22. Here, it is pertinent to mention the case of Dolat Ram And Others Vs. State of Haryana, (1995) 1 SCC 349, wherein the grounds of cancellation of bail are encapsulated as follows – a) Where there is an interference or an attempt to interfere with the due course of administration of justice; b) Where there involves evasion or an attempt to evade the due course of justice; c) Where the accused misuses the concession granted by the Court concerned; d) Where there involves possibility of absconding; e) Whether there is a likelihood or an actual misuse of the bail; and f) Where there is a likelihood of accused tampering with the evidence and threatening the witnesses;

23. Moreover, while considering a case of cancellation of bail, it is also to be borne in mind that once the bail is granted to the accused, the same should not be cancelled until and unless the accused violated the bail conditions due to his misconduct or some supervening circumstances warranting such cancellation have occurred.

24. Adverting to the facts of the instant case, upon perusal of the impugned order, it is observed that the petitioner had opportunities to seek attention and help and further, no specific physical torture has been recorded in the Medico-Legal Report, thereby indicating that a prima facie case is established for the grant of bail to the respondent no. 2.
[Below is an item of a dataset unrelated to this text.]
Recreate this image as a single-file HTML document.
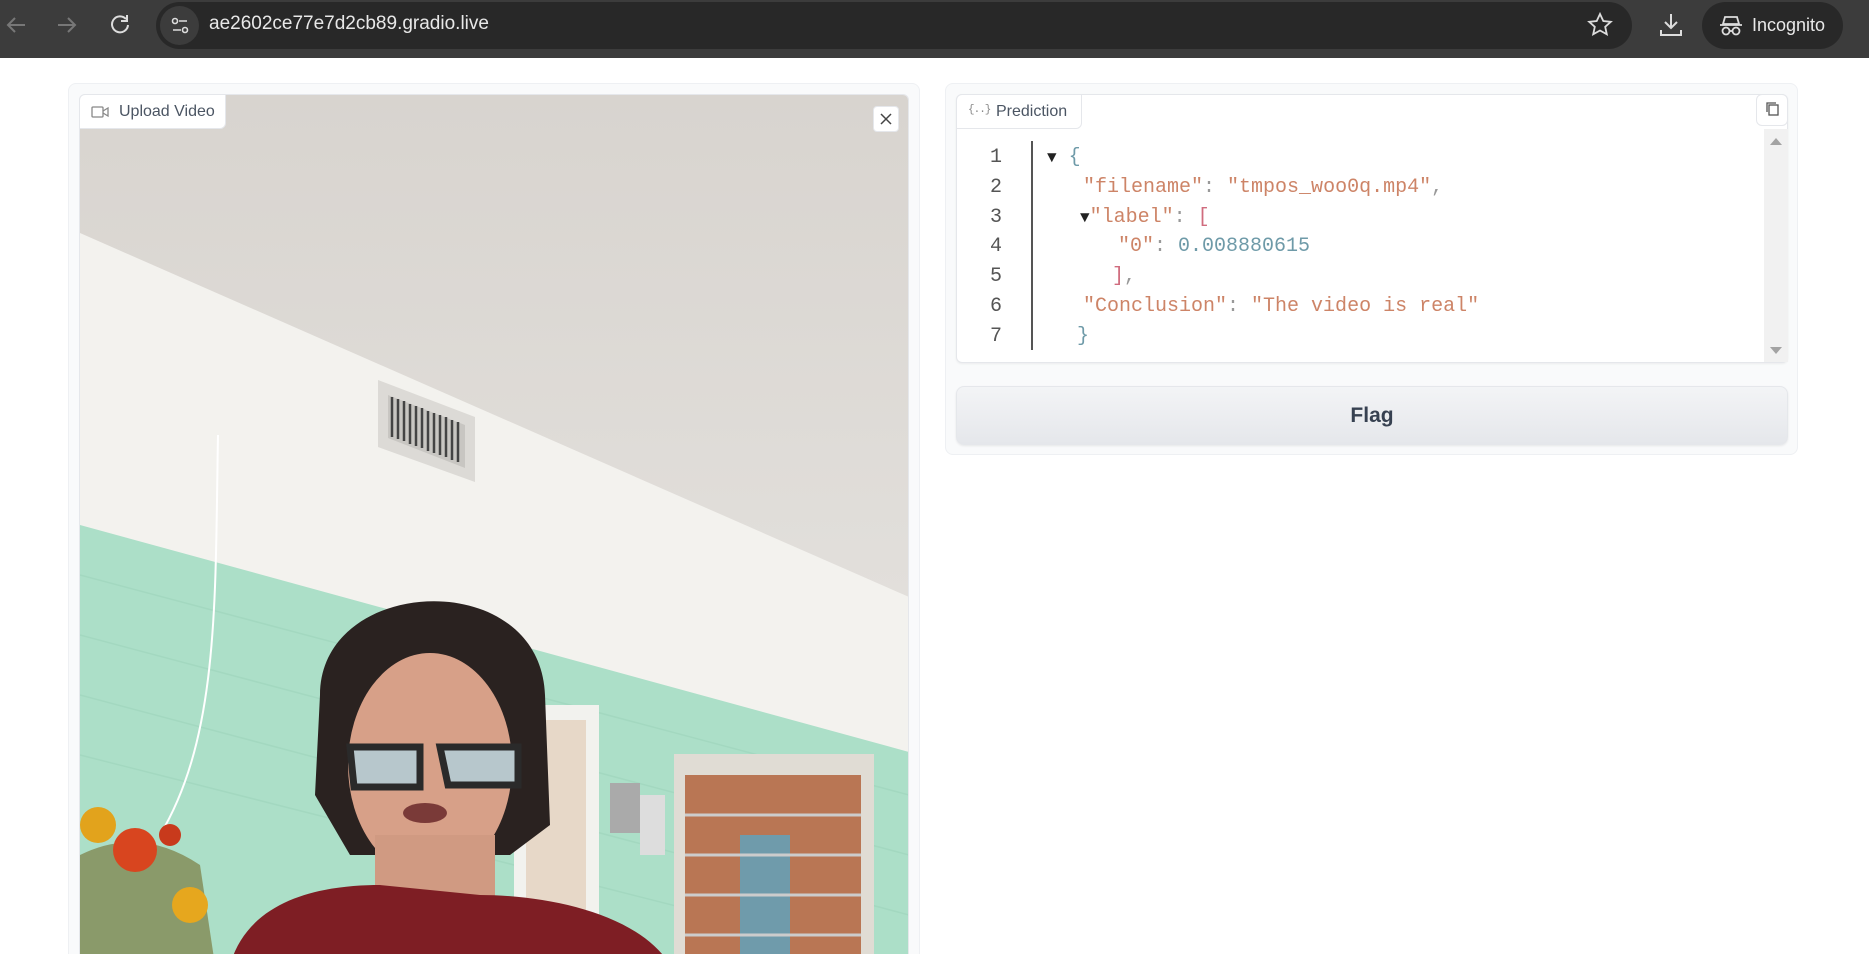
<!DOCTYPE html>
<html style="overflow:hidden;height:954px"><head><meta charset="utf-8"><style>
*{box-sizing:border-box;margin:0;padding:0}
body{width:1869px;height:954px;overflow:hidden;background:#fff;font-family:"Liberation Sans",sans-serif;position:relative}
.bar{position:absolute;left:0;top:0;width:1869px;height:58px;background:#3c3c3c}
.omni{position:absolute;left:156px;top:2px;width:1476px;height:47px;border-radius:24px;background:#282828}
.url{position:absolute;left:209px;top:13px;color:#e8e8e8;font-size:19px}
.incog{position:absolute;left:1702px;top:2px;width:141px;height:47px;border-radius:24px;background:#282828;color:#e8e8e8;font-size:18px;line-height:47px;padding-left:50px}
.panel{position:absolute;background:#f9fafb;border:1px solid #eef0f3;border-radius:8px}
.mono{font-family:"Liberation Mono",monospace;font-size:20px;position:absolute;white-space:pre}
.ln{color:#555;left:990px}
.s{color:#cd8467}.n{color:#6e9aa8}.p{color:#999}.b{color:#d06c7e}
</style></head><body>
<div class="bar">
 <svg width="140" height="58" style="position:absolute;left:0;top:0" fill="none" stroke-width="2">
  <path d="M25 25H8M15 18l-7 7 7 7" stroke="#777"/>
  <path d="M58 25h17M68 18l7 7-7 7" stroke="#777"/>
  <path d="M126 19a8 8 0 1 0 2 6M127 15v6h-6" stroke="#ddd"/>
 </svg>
 <div class="omni"><div style="position:absolute;left:4px;top:4px;width:39px;height:39px;border-radius:50%;background:#3c3c3c"></div>
 <svg width="20" height="20" style="position:absolute;left:14px;top:14px" stroke="#ddd" fill="none" stroke-width="1.6"><circle cx="5" cy="5" r="2.5"/><path d="M9 5h8M3 14h8"/><circle cx="15" cy="14" r="2.5"/></svg></div>
 <div class="url">ae2602ce77e7d2cb89.gradio.live</div>
 <svg width="30" height="30" style="position:absolute;left:1585px;top:10px" fill="none" stroke="#ddd" stroke-width="1.8"><path d="M15 4l3.3 7 7.5.8-5.6 5 1.6 7.5L15 20.5l-6.8 3.8 1.6-7.5-5.6-5 7.5-.8z"/></svg>
 <svg width="30" height="30" style="position:absolute;left:1656px;top:10px" fill="none" stroke="#ddd" stroke-width="2"><path d="M15 4v14M9 12l6 6 6-6M5 20v5h20v-5"/></svg>
 <div class="incog">Incognito</div>
 <svg width="26" height="24" style="position:absolute;left:1718px;top:14px" fill="none" stroke="#ddd" stroke-width="1.8"><path d="M7 3h12l2 7H5zM2 11h22"/><circle cx="8" cy="17" r="3.5"/><circle cx="18" cy="17" r="3.5"/><path d="M11.5 17h3"/></svg>
</div>

<div class="panel" style="left:68px;top:83px;width:852px;height:880px"></div>
<div style="position:absolute;left:79px;top:94px;width:830px;height:870px;overflow:hidden;border-radius:6px 6px 0 0;border:1px solid #e5e7eb">
<svg width="830" height="870" viewBox="0 0 830 870">
 <defs><linearGradient id="c" x1="0" y1="0" x2="0" y2="1"><stop offset="0" stop-color="#d8d4cf"/><stop offset="1" stop-color="#e9e7e4"/></linearGradient></defs>
 <rect width="830" height="870" fill="url(#c)"/>
 <polygon points="0,138 829,502 829,870 0,870" fill="#f3f2ee"/>
 <polygon points="0,430 829,657 829,870 0,870" fill="#acdfc8"/>
 <path d="M0 480L829 700M0 540L829 760M0 600L829 820M0 660L829 870" stroke="#a3d8c0" stroke-width="1.5"/>
 <polygon points="298,285 395,322 395,387 298,352" fill="#dcdad6"/>
 <polygon points="308,300 385,330 385,373 308,343" fill="#c8c6c2"/>
 <path d="M312 302v40M318 304v40M324 306v40M330 309v40M336 311v40M342 313v40M348 316v40M354 318v40M360 320v40M366 322v40M372 325v40M378 327v40" stroke="#444" stroke-width="2.5"/>
 <path d="M138 340 C135 500 140 640 80 740" stroke="#fff" stroke-width="2" fill="none"/>
 <rect x="434" y="610" width="85" height="260" fill="#f2f2ee"/>
 <rect x="446" y="625" width="60" height="245" fill="#e7d8c8"/>
 <rect x="594" y="659" width="200" height="211" fill="#e0dcd4"/>
 <rect x="605" y="680" width="176" height="190" fill="#b97654"/>
 <rect x="660" y="740" width="50" height="130" fill="#6f9bab"/>
 <path d="M605 720h176M605 760h176M605 800h176M605 840h176" stroke="#ccc" stroke-width="3"/>
 <rect x="530" y="688" width="30" height="50" fill="#aaa"/><rect x="560" y="700" width="25" height="60" fill="#ddd"/>
 <path d="M0 760 Q60 730 120 770 L135 870 L0 870Z" fill="#8a9a6a"/>
 <circle cx="18" cy="730" r="18" fill="#e2a31c"/><circle cx="55" cy="755" r="22" fill="#d8451f"/><circle cx="110" cy="810" r="18" fill="#e6a71e"/><circle cx="90" cy="740" r="11" fill="#c83a1c"/>
 <path d="M240 600 C240 480 460 470 465 600 L470 730 L430 760 L270 760 L235 700Z" fill="#2a2220"/>
 <ellipse cx="350" cy="670" rx="82" ry="112" fill="#d7a088"/>
 <rect x="295" y="740" width="120" height="90" fill="#d09a82"/>
 <path d="M270 652 h70 v40 h-66z M360 652 h78 v38 h-70z" fill="#b7c7cc" stroke="#2a2a2a" stroke-width="7"/>
 <ellipse cx="345" cy="718" rx="22" ry="10" fill="#7a3a38"/>
 <path d="M150 870 C170 800 250 790 300 790 L400 800 C470 800 560 820 590 870Z" fill="#7e1e24"/>
</svg></div>
<div style="position:absolute;left:79px;top:94px;width:147px;height:35px;background:#fff;border-radius:6px 0 6px 0;border:1px solid #e5e7eb;color:#4b5563;font-size:16px;line-height:33px;padding-left:39px">Upload Video</div>
<svg width="18" height="14" style="position:absolute;left:91px;top:105px" fill="none" stroke="#888" stroke-width="1.3"><rect x="1" y="2" width="11" height="10" rx="1"/><path d="M12 6l5-3v8l-5-3"/></svg>
<div style="position:absolute;left:873px;top:106px;width:26px;height:26px;background:#fff;border-radius:4px;border:1px solid #e5e7eb"></div>
<svg width="14" height="14" style="position:absolute;left:879px;top:112px" stroke="#444" stroke-width="1.5"><path d="M2 2l10 10M12 2L2 12"/></svg>

<div class="panel" style="left:945px;top:83px;width:853px;height:372px"></div>
<div style="position:absolute;left:956px;top:94px;width:832px;height:269px;background:#fff;border:1px solid #e5e7eb;border-radius:6px;box-shadow:0 1px 2px rgba(0,0,0,.06)"></div>
<div style="position:absolute;left:956px;top:94px;width:126px;height:35px;background:#fff;border-radius:6px 0 6px 0;border:1px solid #e5e7eb;color:#4b5563;font-size:16px;line-height:33px;padding-left:39px">Prediction</div>
<div style="position:absolute;left:968px;top:104px;font-size:11px;color:#888;font-family:'Liberation Mono',monospace;letter-spacing:-1px">{..}</div>
<div style="position:absolute;left:1756px;top:94px;width:32px;height:32px;background:#fff;border:1px solid #e5e7eb;border-radius:6px"></div>
<svg width="16" height="16" style="position:absolute;left:1765px;top:101px" fill="none" stroke="#555" stroke-width="1.3"><rect x="4" y="4" width="9" height="10"/><path d="M2 11V2h9"/></svg>
<div style="position:absolute;left:1764px;top:129px;width:24px;height:233px;background:#f1f1f1"></div>
<svg width="14" height="220" style="position:absolute;left:1769px;top:135px" fill="#a3a3a3"><path d="M1 10L7 3l6 7z M1 212l6 7 6-7z"/></svg>
<div style="position:absolute;left:1031px;top:141px;width:2px;height:209px;background:#555"></div>
<div class="mono ln" style="top:146px">1</div>
<div class="mono ln" style="top:176px">2</div>
<div class="mono ln" style="top:206px">3</div>
<div class="mono ln" style="top:235px">4</div>
<div class="mono ln" style="top:265px">5</div>
<div class="mono ln" style="top:295px">6</div>
<div class="mono ln" style="top:325px">7</div>
<div class="mono" style="top:146px;left:1047px;color:#222"><span style="font-size:16px">▼</span> <span class="n">{</span></div>
<div class="mono" style="top:176px;left:1083px"><span class="s">"filename"</span><span class="p">: </span><span class="s">"tmpos_woo0q.mp4"</span><span class="p">,</span></div>
<div class="mono" style="top:206px;left:1080px"><span style="font-size:16px;color:#222">▼</span><span class="s">"label"</span><span class="p">: </span><span class="b">[</span></div>
<div class="mono" style="top:235px;left:1118px"><span class="s">"0"</span><span class="p">: </span><span class="n">0.008880615</span></div>
<div class="mono" style="top:265px;left:1112px"><span class="b">]</span><span class="p">,</span></div>
<div class="mono" style="top:295px;left:1083px"><span class="s">"Conclusion"</span><span class="p">: </span><span class="s">"The video is real"</span></div>
<div class="mono" style="top:325px;left:1077px"><span class="n">}</span></div>

<div style="position:absolute;left:956px;top:386px;width:832px;height:59px;border-radius:8px;background:linear-gradient(#f3f4f6,#e5e7eb);border:1px solid #e5e7eb;box-shadow:0 1px 2px rgba(0,0,0,.08);text-align:center;line-height:57px;font-size:21px;font-weight:bold;color:#374151">Flag</div>
</body></html>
25. It is contended by the petitioner that the father of the respondent no. 2, being an Assistant Sub-Inspector in CBI, has the tendency to influence the witnesses and tamper with the evidence, however, as per the submissions advanced on behalf of the State, the evidence in the instant case has already been collected and is on record, including the CCTV footage as well as the CDR’s of the respondent no. 2 and the petitioner. It is further noted that the investigation in the instant case is completed and in furtherance of the same, chargesheet and supplementary chargesheet have already been filed.
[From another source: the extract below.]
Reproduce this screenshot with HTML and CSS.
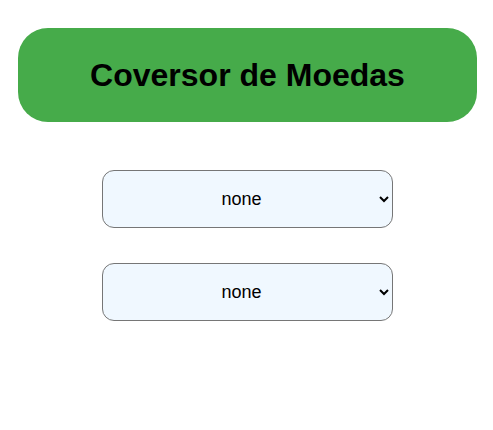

26. Therefore, with the evidence being on record as well as the completion of the investigation and filing of the chargesheets, there arises no reason to believe that the respondent no. 2 has the tendency to tamper with the evidence. Moreover, it is pertinent to note that the respondent no. 2 has been on bail since 11th January, 2023, however, neither of the parties i.e., the petitioner and the State, had contested or given an objection against the misuse of the liberty granted to him vide impugned order. Therefore, no supervening circumstances arise in the instant case for cancellation of bail.
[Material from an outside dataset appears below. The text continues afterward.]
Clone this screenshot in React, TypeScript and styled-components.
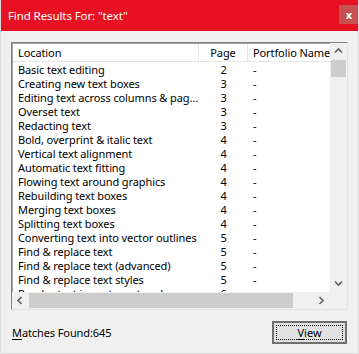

27. Moreover, it is trite law that once the bail is granted, the accused cannot be deprived of such liberty in a mechanical and perverse manner until and unless the terms and conditions of the bail are breach or any extraneous circumstances arises.

28. It is observed that the learned ASJ has passed a reasoned impugned order while granting bail to the respondent no. 2, recording that the petitioner had the opportunity to seek help when the vehicle halted at the petrol station and that no specific physical torture was recorded in the MLC, thereby forming a prima facie case for granting of bail to the respondent NO. 2.

29. In light of the foregoing discussion as well as the law laid down by the Hon’ble Supreme Court and absence of any supervening circumstances arising from the same, this Court does not find any merit in the instant petition and therefore, is not inclined to allow the instant petition seeking cancellation of bail granted to the respondent no. 2.

30. Accordingly, the instant petition stands dismissed, along with pending applications, if any.

31. It is made clear that the observations made herein, touching upon the merits of the case, are purely for the purpose of deciding the question of cancellation of bail, which shall not be construed as an expression of final observations on the merits of the present case.

32. The order be uploaded on the website forthwith.